*What you should do*
Each line containing the word "screenshot" must be reported.

################

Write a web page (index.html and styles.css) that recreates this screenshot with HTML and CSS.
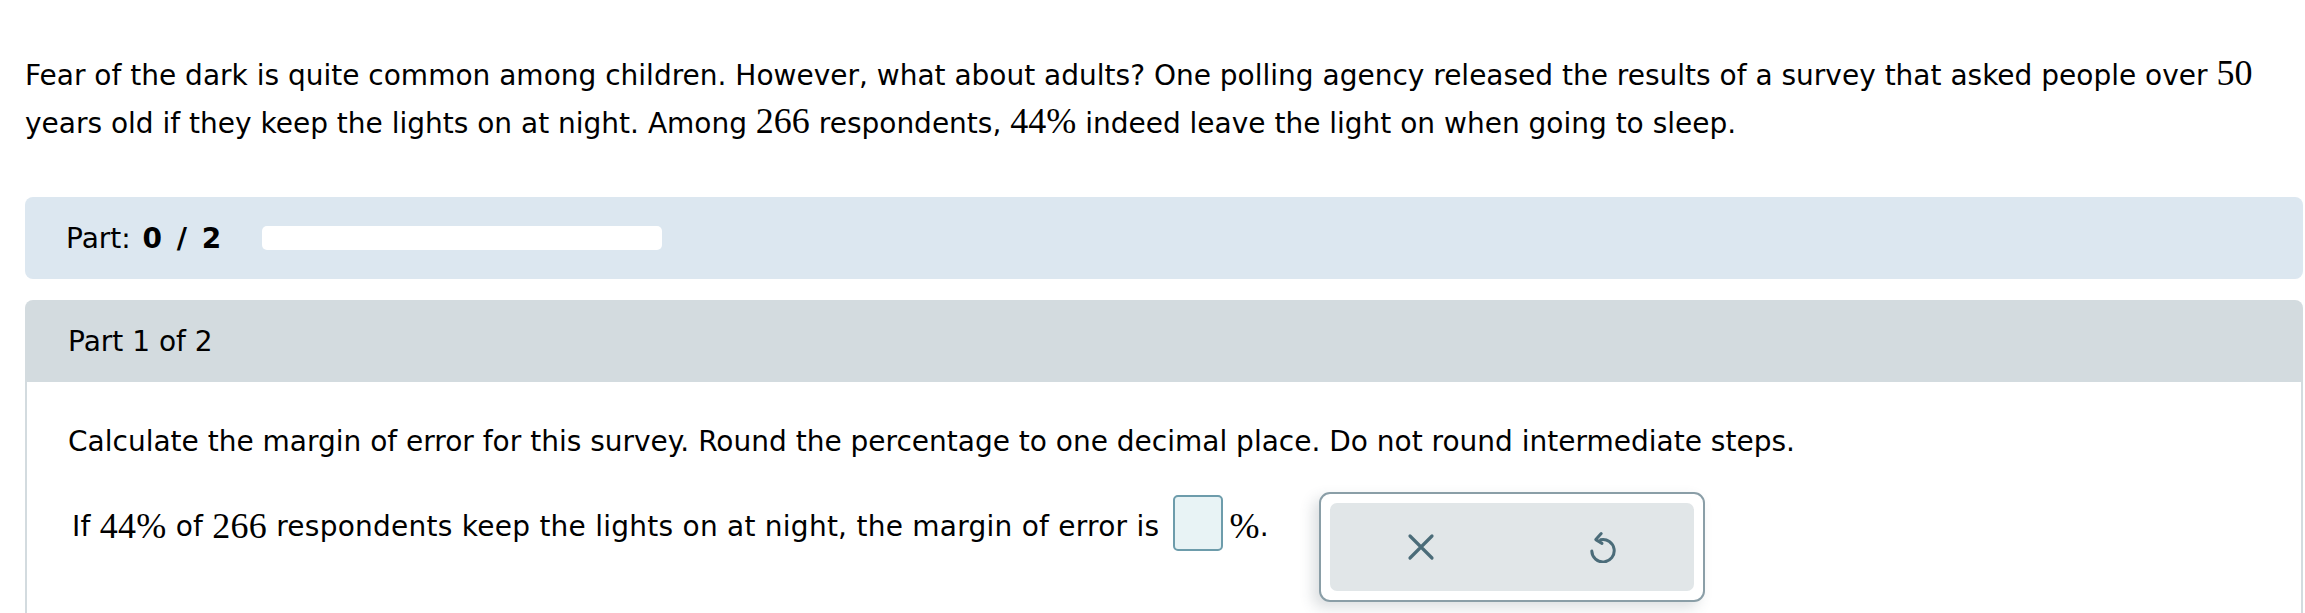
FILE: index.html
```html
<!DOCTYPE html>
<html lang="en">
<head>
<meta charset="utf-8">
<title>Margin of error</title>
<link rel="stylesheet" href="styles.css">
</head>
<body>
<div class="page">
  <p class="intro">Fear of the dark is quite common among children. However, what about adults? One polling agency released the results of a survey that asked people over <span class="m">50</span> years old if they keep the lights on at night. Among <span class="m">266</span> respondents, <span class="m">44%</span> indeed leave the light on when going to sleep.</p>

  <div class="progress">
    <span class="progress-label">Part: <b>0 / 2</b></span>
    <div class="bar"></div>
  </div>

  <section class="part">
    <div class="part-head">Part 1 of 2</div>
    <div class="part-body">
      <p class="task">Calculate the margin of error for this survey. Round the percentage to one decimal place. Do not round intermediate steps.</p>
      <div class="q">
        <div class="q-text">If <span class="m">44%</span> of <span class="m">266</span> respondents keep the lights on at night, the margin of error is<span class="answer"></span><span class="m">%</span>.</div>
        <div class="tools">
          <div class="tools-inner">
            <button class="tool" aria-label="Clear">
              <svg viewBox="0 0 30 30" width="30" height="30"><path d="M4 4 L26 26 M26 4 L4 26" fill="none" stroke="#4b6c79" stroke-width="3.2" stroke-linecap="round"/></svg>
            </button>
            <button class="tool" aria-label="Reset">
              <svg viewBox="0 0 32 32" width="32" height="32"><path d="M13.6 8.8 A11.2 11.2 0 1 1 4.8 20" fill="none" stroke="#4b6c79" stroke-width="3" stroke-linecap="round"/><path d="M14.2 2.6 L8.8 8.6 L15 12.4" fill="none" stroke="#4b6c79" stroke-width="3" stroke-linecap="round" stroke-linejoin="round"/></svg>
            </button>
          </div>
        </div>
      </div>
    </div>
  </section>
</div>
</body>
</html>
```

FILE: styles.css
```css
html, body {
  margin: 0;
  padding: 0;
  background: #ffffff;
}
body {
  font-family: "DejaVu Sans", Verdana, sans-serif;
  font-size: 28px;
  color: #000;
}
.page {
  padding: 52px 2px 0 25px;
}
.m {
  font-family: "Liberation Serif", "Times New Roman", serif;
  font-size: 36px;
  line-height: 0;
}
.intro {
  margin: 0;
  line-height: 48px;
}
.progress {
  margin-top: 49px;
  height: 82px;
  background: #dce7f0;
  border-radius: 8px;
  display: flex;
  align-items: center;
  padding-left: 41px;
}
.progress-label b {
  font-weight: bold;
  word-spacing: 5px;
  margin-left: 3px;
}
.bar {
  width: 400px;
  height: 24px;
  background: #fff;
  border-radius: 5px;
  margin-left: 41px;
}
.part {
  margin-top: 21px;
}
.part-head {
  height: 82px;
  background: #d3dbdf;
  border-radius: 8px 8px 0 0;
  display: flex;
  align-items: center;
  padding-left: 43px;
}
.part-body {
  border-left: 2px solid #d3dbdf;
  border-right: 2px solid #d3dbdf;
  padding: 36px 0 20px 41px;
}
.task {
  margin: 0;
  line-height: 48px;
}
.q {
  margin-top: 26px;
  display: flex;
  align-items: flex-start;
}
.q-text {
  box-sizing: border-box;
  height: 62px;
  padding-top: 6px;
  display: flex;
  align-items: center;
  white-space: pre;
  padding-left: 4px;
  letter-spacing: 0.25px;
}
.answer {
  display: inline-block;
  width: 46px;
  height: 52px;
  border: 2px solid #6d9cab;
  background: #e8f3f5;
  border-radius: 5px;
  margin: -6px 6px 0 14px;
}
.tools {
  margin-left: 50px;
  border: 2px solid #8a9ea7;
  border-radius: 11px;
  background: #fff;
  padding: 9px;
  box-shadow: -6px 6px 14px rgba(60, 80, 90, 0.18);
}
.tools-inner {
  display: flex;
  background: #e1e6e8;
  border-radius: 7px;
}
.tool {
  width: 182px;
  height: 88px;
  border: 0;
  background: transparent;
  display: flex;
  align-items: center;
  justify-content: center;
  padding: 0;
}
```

################

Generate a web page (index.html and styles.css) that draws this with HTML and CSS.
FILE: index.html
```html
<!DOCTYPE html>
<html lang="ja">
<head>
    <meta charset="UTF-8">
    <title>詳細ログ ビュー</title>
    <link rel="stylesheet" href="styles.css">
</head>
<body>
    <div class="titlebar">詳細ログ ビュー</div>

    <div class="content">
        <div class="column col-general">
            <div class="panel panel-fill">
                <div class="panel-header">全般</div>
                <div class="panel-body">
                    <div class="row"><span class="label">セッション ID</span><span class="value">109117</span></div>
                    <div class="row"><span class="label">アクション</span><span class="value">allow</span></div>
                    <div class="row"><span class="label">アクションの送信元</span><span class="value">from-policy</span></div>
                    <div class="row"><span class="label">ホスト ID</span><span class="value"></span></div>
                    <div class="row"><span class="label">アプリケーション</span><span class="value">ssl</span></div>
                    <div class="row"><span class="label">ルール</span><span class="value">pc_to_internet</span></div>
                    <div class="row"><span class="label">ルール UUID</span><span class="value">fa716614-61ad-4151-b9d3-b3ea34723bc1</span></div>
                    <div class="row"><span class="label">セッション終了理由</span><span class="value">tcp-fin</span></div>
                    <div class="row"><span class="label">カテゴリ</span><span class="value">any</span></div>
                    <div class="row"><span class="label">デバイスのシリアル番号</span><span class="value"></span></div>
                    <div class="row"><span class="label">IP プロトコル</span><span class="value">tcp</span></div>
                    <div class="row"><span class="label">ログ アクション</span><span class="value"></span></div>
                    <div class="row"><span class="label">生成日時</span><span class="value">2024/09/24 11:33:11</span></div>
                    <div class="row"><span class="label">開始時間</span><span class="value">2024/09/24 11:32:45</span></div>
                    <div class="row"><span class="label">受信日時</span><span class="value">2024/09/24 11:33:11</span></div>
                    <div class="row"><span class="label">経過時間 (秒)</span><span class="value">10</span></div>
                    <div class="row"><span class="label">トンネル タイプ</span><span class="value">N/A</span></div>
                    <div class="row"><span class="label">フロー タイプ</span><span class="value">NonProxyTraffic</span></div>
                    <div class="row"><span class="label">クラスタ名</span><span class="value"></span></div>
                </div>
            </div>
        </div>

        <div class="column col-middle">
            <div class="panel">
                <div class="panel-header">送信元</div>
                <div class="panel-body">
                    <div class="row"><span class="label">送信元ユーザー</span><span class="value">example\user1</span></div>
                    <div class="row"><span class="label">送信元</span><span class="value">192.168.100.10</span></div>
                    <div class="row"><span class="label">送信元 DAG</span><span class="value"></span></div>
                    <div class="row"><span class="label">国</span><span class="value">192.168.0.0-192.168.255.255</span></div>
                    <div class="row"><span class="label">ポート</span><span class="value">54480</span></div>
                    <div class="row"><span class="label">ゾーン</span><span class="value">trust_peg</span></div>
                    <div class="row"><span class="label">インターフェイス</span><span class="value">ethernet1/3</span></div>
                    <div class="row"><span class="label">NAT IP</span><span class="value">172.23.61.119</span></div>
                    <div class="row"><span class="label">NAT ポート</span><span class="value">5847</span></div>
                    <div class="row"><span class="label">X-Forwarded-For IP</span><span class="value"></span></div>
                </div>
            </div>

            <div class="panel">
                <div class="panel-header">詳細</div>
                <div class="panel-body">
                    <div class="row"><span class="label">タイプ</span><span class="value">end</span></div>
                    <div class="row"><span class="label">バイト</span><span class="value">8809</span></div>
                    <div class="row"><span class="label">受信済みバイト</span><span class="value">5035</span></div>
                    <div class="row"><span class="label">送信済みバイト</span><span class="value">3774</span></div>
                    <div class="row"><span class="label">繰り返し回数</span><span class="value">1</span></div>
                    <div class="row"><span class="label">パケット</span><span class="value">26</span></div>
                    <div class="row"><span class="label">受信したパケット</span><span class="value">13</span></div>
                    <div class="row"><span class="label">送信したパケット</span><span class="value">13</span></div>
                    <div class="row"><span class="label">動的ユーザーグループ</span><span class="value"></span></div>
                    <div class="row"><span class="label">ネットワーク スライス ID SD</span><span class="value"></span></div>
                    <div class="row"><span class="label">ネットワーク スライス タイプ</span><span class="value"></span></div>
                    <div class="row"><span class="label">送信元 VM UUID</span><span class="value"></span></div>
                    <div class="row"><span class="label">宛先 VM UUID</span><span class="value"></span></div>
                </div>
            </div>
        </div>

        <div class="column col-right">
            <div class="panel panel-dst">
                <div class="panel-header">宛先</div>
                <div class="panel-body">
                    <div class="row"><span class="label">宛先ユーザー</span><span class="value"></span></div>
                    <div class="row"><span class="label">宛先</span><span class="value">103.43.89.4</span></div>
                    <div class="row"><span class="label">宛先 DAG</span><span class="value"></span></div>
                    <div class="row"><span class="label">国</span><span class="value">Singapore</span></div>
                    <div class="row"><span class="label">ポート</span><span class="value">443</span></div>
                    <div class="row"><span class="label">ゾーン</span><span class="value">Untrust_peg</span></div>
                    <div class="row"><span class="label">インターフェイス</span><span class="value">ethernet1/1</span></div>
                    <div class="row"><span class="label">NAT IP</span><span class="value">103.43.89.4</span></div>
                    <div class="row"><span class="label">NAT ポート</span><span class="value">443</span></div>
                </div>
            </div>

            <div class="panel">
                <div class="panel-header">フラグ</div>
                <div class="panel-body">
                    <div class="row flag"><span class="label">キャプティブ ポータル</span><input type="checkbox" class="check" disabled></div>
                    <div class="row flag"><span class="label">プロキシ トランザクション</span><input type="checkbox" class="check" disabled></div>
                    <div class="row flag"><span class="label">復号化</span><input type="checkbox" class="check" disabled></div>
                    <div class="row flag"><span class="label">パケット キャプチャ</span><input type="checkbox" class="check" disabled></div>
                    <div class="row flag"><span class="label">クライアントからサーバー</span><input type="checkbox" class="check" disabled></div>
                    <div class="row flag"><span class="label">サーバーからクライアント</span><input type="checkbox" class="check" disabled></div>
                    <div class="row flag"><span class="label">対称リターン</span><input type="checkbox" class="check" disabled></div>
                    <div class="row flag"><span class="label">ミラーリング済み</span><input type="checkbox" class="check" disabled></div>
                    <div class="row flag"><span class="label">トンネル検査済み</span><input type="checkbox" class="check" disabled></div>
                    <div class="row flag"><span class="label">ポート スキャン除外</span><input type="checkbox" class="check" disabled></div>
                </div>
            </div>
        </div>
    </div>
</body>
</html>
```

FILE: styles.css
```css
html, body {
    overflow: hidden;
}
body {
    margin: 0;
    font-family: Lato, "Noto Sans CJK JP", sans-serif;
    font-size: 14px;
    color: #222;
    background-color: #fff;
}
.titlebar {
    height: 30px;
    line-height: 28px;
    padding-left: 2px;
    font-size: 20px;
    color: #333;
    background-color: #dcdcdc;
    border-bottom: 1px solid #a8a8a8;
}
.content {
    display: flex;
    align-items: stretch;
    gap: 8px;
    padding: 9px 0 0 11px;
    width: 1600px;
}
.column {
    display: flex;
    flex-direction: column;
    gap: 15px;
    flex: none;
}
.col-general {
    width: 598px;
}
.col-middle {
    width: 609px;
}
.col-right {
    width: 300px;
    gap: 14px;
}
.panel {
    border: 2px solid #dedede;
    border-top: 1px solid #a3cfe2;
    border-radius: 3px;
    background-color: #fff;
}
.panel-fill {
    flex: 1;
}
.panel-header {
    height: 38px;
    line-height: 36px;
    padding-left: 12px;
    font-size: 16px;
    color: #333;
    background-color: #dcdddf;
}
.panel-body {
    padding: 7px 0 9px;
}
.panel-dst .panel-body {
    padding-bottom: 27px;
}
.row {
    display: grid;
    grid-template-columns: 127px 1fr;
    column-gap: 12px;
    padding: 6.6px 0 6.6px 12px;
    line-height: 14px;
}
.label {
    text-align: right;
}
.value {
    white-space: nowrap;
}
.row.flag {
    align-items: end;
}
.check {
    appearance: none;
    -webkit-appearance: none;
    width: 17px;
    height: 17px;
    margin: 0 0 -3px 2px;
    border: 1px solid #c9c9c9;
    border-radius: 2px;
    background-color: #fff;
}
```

################

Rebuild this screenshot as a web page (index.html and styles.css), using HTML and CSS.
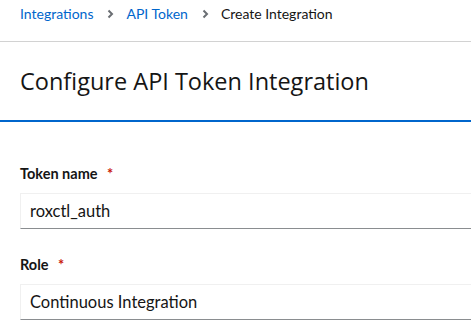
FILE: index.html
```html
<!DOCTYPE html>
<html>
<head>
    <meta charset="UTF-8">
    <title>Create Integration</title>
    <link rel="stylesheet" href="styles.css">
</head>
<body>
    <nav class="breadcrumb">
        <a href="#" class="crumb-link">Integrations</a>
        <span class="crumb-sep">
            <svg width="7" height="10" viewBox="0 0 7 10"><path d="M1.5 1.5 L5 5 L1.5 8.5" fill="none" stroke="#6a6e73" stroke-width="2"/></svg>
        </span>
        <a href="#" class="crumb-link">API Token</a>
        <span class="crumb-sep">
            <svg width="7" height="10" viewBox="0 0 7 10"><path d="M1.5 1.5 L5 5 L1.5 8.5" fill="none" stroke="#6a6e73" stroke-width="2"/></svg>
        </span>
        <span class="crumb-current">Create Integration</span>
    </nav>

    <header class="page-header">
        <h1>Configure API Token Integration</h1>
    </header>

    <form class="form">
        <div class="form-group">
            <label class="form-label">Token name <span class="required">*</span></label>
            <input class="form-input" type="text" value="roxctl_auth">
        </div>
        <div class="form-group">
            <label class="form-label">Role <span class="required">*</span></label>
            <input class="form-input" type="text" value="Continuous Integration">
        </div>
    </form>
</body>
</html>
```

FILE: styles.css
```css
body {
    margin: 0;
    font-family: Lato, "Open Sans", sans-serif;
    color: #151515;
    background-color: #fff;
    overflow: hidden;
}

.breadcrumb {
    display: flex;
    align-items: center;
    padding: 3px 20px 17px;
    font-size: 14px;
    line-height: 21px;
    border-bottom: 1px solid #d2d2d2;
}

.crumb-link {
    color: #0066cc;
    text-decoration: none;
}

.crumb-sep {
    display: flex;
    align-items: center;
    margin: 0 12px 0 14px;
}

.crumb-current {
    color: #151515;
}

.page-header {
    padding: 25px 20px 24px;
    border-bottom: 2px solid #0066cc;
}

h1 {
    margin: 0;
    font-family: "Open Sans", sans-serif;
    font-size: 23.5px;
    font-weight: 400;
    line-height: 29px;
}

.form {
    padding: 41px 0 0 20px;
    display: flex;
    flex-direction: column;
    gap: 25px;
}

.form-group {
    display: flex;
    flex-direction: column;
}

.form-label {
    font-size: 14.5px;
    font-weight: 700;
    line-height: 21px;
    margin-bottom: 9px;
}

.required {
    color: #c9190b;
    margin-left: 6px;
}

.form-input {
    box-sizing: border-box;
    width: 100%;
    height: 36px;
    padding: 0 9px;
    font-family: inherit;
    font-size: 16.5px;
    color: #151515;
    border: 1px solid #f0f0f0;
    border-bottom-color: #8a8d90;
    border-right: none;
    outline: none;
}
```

################

*Full solution*
Write a web page (index.html and styles.css) that recreates this screenshot with HTML and CSS.
Rebuild this screenshot as a web page (index.html and styles.css), using HTML and CSS.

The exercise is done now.